Il proprietario non fa la manutenzione? Comune di Brindisi: «Pagano i vicini»

Se il proprietario della porzione di un palazzo non esegue i lavori di manutenzione, ad eseguirle devono essere gli altri proprietari delle porzioni dell’edificio. Anche se non esiste un condominio ma si tratta di proprietà separate. Punto e basta.

Così ragiona l’ufficio Urbanistico del Comune di Brindisi, da settimane sotto accusa su più fronti e con richieste di rimozione dell’assessore barese Dino Borri pervenute sia dai partiti di maggioranza (ad esclusione di Brindisi Bene Comune) che di Confindustria.

L’ultima contrastata vicenda ha per oggetto Palazzo Scolmafora, un immobile che sorge a due passi dalla colonna romana.
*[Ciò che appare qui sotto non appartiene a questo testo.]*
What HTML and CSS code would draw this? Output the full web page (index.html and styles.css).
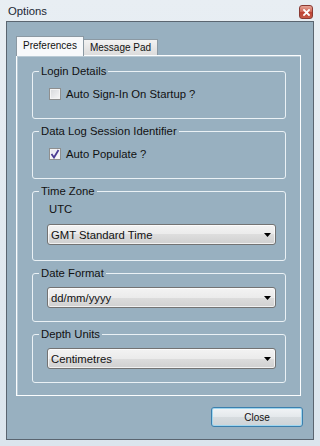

Dal 2001 l’amministrazione comunale cerca di convincere i proprietari di una porzione dell’immobile (che al suo interno custodisce un giardino-gioiello con un piccolo aranceto) ad eseguire lavori di messa in sicurezza per evitare che l’eventuale caduta di pietre e calcinacci possa causare danni a persone.

La prima ordinanza indirizzata alla proprietaria della porzione del palazzo che da tempo non è sottoposta ad opere di manutenzione risale al 9 gennaio 2001. Dopo 18 anni (l’11 settembre 2019) dal Comune emettono una nuova ordinanza sindacale, ma evidentemente anche in quel caso non si ottiene alcun effetto.

Il 12 aprile scorso è stato eseguito un nuovo sopralluogo per controllare lo stato dei luoghi e così viene rilevato «il permanere dello stato di pericolo per la pubblica e privata incolumità stante il persistere di caduta di intonaco e pietrame di cui è costituita la facciata».

E allora, sulla base di testi unici in materia di leggi sanitarie e di edilizia, nonché del regolamento edilizio comunale, il 9 maggio la dirigente dell’ufficio urbanistico Marina Carrozzo, scrive a tutti i proprietari delle altre porzioni del palazzo, anche a quelli che hanno provveduto a manutenere in buono stato le frazioni di loro competenza, per intimare loro «di eseguire con estrema urgenza, con l’ausilio di ditte specializzate e sotto la direzione di un tecnico abilitato alla professione, tutti i lavori per la messa in sicurezza dell’immobile sottoposto a vincolo». Non solo, la Carrozzo chiede di ricevere entro 15 giorni la relazione tecnica liberatoria riportante gli accertamenti eseguiti e le opere provvisionali realizzate per scongiurare il pericolo incombente», e invita «ad estendere la presente ordinanza anche ad altri eventuali comproprietari che non dovessero risultare dalle verifiche catastali condotte dall’ufficio competente».

Quindi lo stesso Comune che impiega 20 anni prima di decidere di prendere di petto la situazione, pretende dai privati che la situazione si risolva in 15 giorni, che gli stessi facciano indagini su eventuali altri passaggi di proprietà nel frattempo intervenuti, e che mettano mano al portafogli anche se non sono i proprietari del tratto pericoloso.

Eppure nel 2015, in un’altra nota a firma Fabio Lacinio (dirigente ai Lavori pubblici), in una terza lettera inviata a tutti i proprietari di frazione dell’immobile, l’invito era «a volersi concretamente attivare, ognuno per la parte competenziale, al fine di eseguire sul fabbricato tutte le lavorazioni di messa in sicurezza».

Evidentemente qualcosa è cambiato. E via all’ennesimo contenzioso.